Monday morning, and I am already cheesed off. What a great way to start your week.
As with every Monday morning, I wake up late. My body refuses to move out of the cosy bed, and my brain, refuses to do anything to help, it doesn’t even register a small protest. In fact, it actively collaborates with my brain saying, “Ah my pretty, you can rest a while more, let moontalk be screwed. Now when my mind, and my body gang up against the poor old me, what do I do than give up?
Which means, as with every Monday morning, I take a rick instead of a bus. What better way to begin a week than to over-spend? (Shit I need to manage my money better)

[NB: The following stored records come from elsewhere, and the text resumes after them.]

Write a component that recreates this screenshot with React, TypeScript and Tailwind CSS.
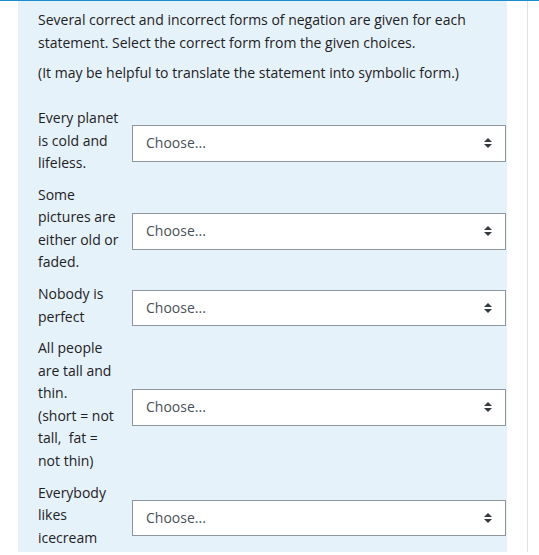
const items = [
  'Every planet is cold and lifeless.',
  'Some pictures are either old or faded.',
  'Nobody is perfect',
  'All people are tall and thin.\n(short = not tall,  fat = not thin)',
  'Everybody likes icecream',
];

function SelectArrow() {
  return (
    <svg width="8" height="10" viewBox="0 0 4 5" className="shrink-0">
      <path fill="#343a40" d="M2 0L0 2h4zm0 5L0 3h4z" />
    </svg>
  );
}

function ChooseSelect() {
  return (
    <div className="mt-[5px] flex h-[36.5px] flex-1 items-center justify-between border border-[#8f959e] bg-white pl-[13px] pr-[13px] text-[#495057]">
      <span>Choose...</span>
      <SelectArrow />
    </div>
  );
}

export default function App() {
  return (
    <div
      className="flex h-[555px] w-[539px] border-t border-[#1b8ccb] bg-white text-[14px] leading-[22.5px] text-[#1d2125]"
      style={{ fontFamily: '"Open Sans", "Noto Sans", sans-serif' }}
    >
      <div className="w-[18px] shrink-0" />
      <div className="h-[551px] w-[489px] shrink-0 bg-[#e6f2f9] pb-[3px] pl-[20px] pr-px pt-[8px]">
        <div className="pr-[19px]">
          <p className="mb-[8px]">
            Several correct and incorrect forms of negation are given for each statement. Select the correct form
            from the given choices.
          </p>
          <p>(It may be helpful to translate the statement into symbolic form.)</p>
        </div>
        <div className="mt-[22.5px] flex flex-col gap-[9.25px]">
          {items.map((text) => (
            <div key={text} className="flex items-center">
              <div className="w-[94px] shrink-0 whitespace-pre-wrap pr-[10px]">{text}</div>
              <ChooseSelect />
            </div>
          ))}
        </div>
      </div>
      <div className="w-[20px] shrink-0" />
      <div className="h-[551px] w-px shrink-0 bg-[#dee2e6]" />
    </div>
  );
}
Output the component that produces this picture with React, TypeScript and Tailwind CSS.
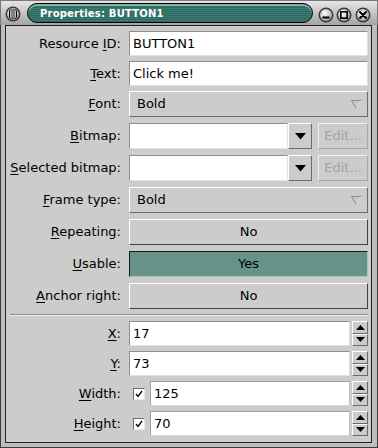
import React from 'react';

const FONT = { fontFamily: '"DejaVu Sans", Verdana, sans-serif' };

function Label({ text, u, rest }: { text?: string; u: string; rest: string }) {
  return (
    <div className="w-[116px] shrink-0 text-right pr-[1px] whitespace-nowrap">
      {text}
      <span className="underline underline-offset-2">{u}</span>
      {rest}
    </div>
  );
}

function Row({ children, className = '' }: { children: React.ReactNode; className?: string }) {
  return <div className={`flex items-center gap-[7px] pr-[3px] ${className}`}>{children}</div>;
}

const sunken = 'bg-white border border-t-[#8e8e8e] border-l-[#8e8e8e] border-b-[#e2e2e2] border-r-[#e2e2e2]';
const raised = 'bg-[#cccccc] border border-t-white border-l-white border-b-[#6a6a6a] border-r-[#6a6a6a]';

function DownTri() {
  return (
    <svg width="11" height="7" viewBox="0 0 11 7">
      <polygon points="0,0 11,0 5.5,6.5" fill="#000" />
    </svg>
  );
}

function Spinner() {
  return (
    <div className="w-[16px] h-full flex flex-col shrink-0">
      <div className={`${raised} flex-1 flex items-center justify-center`}>
        <svg width="9" height="5" viewBox="0 0 9 5">
          <polygon points="0,5 9,5 4.5,0" fill="#000" />
        </svg>
      </div>
      <div className={`${raised} flex-1 flex items-center justify-center`}>
        <svg width="9" height="5" viewBox="0 0 9 5">
          <polygon points="0,0 9,0 4.5,5" fill="#000" />
        </svg>
      </div>
    </div>
  );
}

function Check() {
  return (
    <div className="w-[12px] h-[12px] shrink-0 bg-white border border-t-[#6e6e6e] border-l-[#6e6e6e] border-b-[#e8e8e8] border-r-[#e8e8e8] flex items-center justify-center">
      <svg width="8" height="8" viewBox="0 0 8 8">
        <path d="M1 4 L3 6.5 L7 1" stroke="#000" strokeWidth="1.3" fill="none" />
      </svg>
    </div>
  );
}

function Combo({ value }: { value: string }) {
  return (
    <div className={`${raised} flex-1 h-full flex items-center pl-[7px] pr-[5px]`}>
      <span className="flex-1">{value}</span>
      <svg width="11" height="9" viewBox="0 0 11 9">
        <polygon points="0.5,0.5 10.5,0.5 5.5,8.5" fill="none" stroke="#8a8a8a" />
        <line x1="5.5" y1="8.5" x2="10.5" y2="0.5" stroke="#f4f4f4" />
      </svg>
    </div>
  );
}

function Bitmap() {
  return (
    <div className="flex-1 h-full flex gap-[6px]">
      <div className="flex-1 flex">
        <div className={`${sunken} flex-1`} />
        <div className={`${raised} w-[24px] flex items-center justify-center`}>
          <DownTri />
        </div>
      </div>
      <div className="w-[50px] bg-[#cccccc] border border-t-[#f2f2f2] border-l-[#f2f2f2] border-b-[#a8a8a8] border-r-[#a8a8a8] flex items-center justify-center text-[#a2a2a2]">
        Edit...
      </div>
    </div>
  );
}

function Toggle({ on }: { on?: boolean }) {
  return on ? (
    <div className="flex-1 h-full bg-[#669289] border border-t-[#1a1a1a] border-l-[#1a1a1a] border-b-[#a8c4be] border-r-[#a8c4be] flex items-center justify-center">
      Yes
    </div>
  ) : (
    <div className={`${raised} border-b-[#444] border-r-[#444] flex-1 h-full flex items-center justify-center`}>No</div>
  );
}

function TitleButton({ kind }: { kind: 'min' | 'max' | 'close' | 'menu' }) {
  return (
    <svg width="16" height="16" viewBox="0 0 16 16">
      <defs>
        <radialGradient id={`g-${kind}`} cx="40%" cy="35%" r="70%">
          <stop offset="0%" stopColor="#ffffff" />
          <stop offset="100%" stopColor="#9a9a9a" />
        </radialGradient>
      </defs>
      <circle cx="8" cy="8" r="7.5" fill="#3a3a3a" />
      <circle cx="8" cy="8" r="6" fill={`url(#g-${kind})`} />
      {kind === 'min' && <rect x="4.5" y="9.5" width="7" height="2" fill="#000" />}
      {kind === 'max' && <rect x="4.8" y="4.8" width="6.4" height="6.4" fill="none" stroke="#000" strokeWidth="1.6" />}
      {kind === 'close' && (
        <path d="M5 5 L11 11 M11 5 L5 11" stroke="#000" strokeWidth="2" strokeLinecap="round" />
      )}
      {kind === 'menu' && (
        <g>
          <rect x="4.5" y="4" width="7" height="8" rx="1" fill="#fff" stroke="#000" />
          <path d="M5.5 6 H10.5 M5.5 8 H10.5 M5.5 10 H10.5" stroke="#000" strokeWidth="1" />
        </g>
      )}
    </svg>
  );
}

export default function App() {
  return (
    <div className="w-[378px] h-[448px] flex flex-col bg-[#bdbdbd] text-[13px] text-black" style={FONT}>
      {/* title bar */}
      <div className="h-[25px] shrink-0 flex items-start bg-gradient-to-b from-[#e6e6e6] to-[#a4a4a4] border-t border-l border-r border-[#7a7a7a]">
        <div className="mt-[5px] ml-[4px]">
          <TitleButton kind="menu" />
        </div>
        <div className="ml-[6px] mt-[2px] w-[286px] h-[20px] rounded-full border border-black bg-[repeating-linear-gradient(0deg,#2c6a62_0px,#2c6a62_1px,#3a7a71_1px,#3a7a71_2px)] shadow-[inset_0_2px_0_#7fb3aa] flex items-center pl-[12px]">
          <span className="text-white font-bold text-[10px] tracking-[0.2px]">Properties: BUTTON1</span>
        </div>
        <div className="ml-[5px] mt-[6px] flex gap-[2px]">
          <TitleButton kind="min" />
          <TitleButton kind="max" />
          <div className="ml-[1px]">
            <TitleButton kind="close" />
          </div>
        </div>
      </div>

      {/* frame */}
      <div className="flex-1 flex flex-col pl-[4px] pr-[5px] pb-[4px] border-l border-r border-b border-[#3a3a3a]">
        <div className="flex-1 bg-[#cccccc] border border-[#222] pt-[5px] flex flex-col">
          <Row className="h-[25px]">
            <Label text="Resource " u="I" rest="D:" />
            <div className={`${sunken} flex-1 h-full flex items-center pl-[3px]`}>BUTTON1</div>
          </Row>
          <Row className="h-[25px] mt-[5px]">
            <Label u="T" rest="ext:" />
            <div className={`${sunken} flex-1 h-full flex items-center pl-[3px]`}>Click me!</div>
          </Row>
          <Row className="h-[26px] mt-[5px]">
            <Label u="F" rest="ont:" />
            <Combo value="Bold" />
          </Row>
          <Row className="h-[26px] mt-[6px]">
            <Label u="B" rest="itmap:" />
            <Bitmap />
          </Row>
          <Row className="h-[26px] mt-[6px]">
            <Label u="S" rest="elected bitmap:" />
            <Bitmap />
          </Row>
          <Row className="h-[26px] mt-[6px]">
            <Label u="F" rest="rame type:" />
            <Combo value="Bold" />
          </Row>
          <Row className="h-[26px] mt-[6px]">
            <Label u="R" rest="epeating:" />
            <Toggle />
          </Row>
          <Row className="h-[26px] mt-[6px]">
            <Label u="U" rest="sable:" />
            <Toggle on />
          </Row>
          <Row className="h-[26px] mt-[6px]">
            <Label u="A" rest="nchor right:" />
            <Toggle />
          </Row>

          <div className="mt-[5px] ml-[4px] mr-[3px] border-t border-b border-t-[#8c8c8c] border-b-[#f0f0f0]" />

          <Row className="h-[25px] mt-[5px]">
            <Label u="X" rest=":" />
            <div className="flex-1 h-full flex gap-[2px]">
              <div className={`${sunken} flex-1 flex items-center pl-[3px]`}>17</div>
              <Spinner />
            </div>
          </Row>
          <Row className="h-[25px] mt-[5px]">
            <Label u="Y" rest=":" />
            <div className="flex-1 h-full flex gap-[2px]">
              <div className={`${sunken} flex-1 flex items-center pl-[3px]`}>73</div>
              <Spinner />
            </div>
          </Row>
          <Row className="h-[25px] mt-[5px]">
            <Label u="W" rest="idth:" />
            <div className="flex-1 h-full flex items-center">
              <div className="ml-[4px] mr-[5px]">
                <Check />
              </div>
              <div className="flex-1 h-full flex gap-[2px]">
                <div className="flex-1 bg-white border border-[#a0a0a0] border-b-[#d8d8d8] border-r-[#c0c0c0] flex items-center pl-[3px]">125</div>
                <Spinner />
              </div>
            </div>
          </Row>
          <Row className="h-[25px] mt-[5px]">
            <Label u="H" rest="eight:" />
            <div className="flex-1 h-full flex items-center">
              <div className="ml-[4px] mr-[5px]">
                <Check />
              </div>
              <div className="flex-1 h-full flex gap-[2px]">
                <div className="flex-1 bg-white border border-[#a0a0a0] border-b-[#d8d8d8] border-r-[#c0c0c0] flex items-center pl-[3px]">70</div>
                <Spinner />
              </div>
            </div>
          </Row>
        </div>
      </div>
    </div>
  );
}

I reach the happy place that is my office, today this big exclusive is supposed to go live. I read through the story, and there’s this tiny line inserted which I didn’t find when I last saved the story on Friday eve, no night, because it was 9.15 p.m when I left. Speaking to our ed-in-chief, Mr. X, of the company Y, said…” Now let me give you some background information on this. I did the research. I made the friggin questionnaire, I wrote the goddamn story. Yes, the chief-in-ed, did speak to him. Asked him all the questions that I bloody gave to him. And his happy name comes in print. Usually we have a no by-line policy with most of the stuff that we write. And I am cool with that. So the story as I wrote read, “When Mr.X, of company Y, spoke to the us….”. But now that’s changed. Technically, it’s true. If u call up our dear X, he’d probably testify. But why is a little voice in my head saying, “@&*$ them?”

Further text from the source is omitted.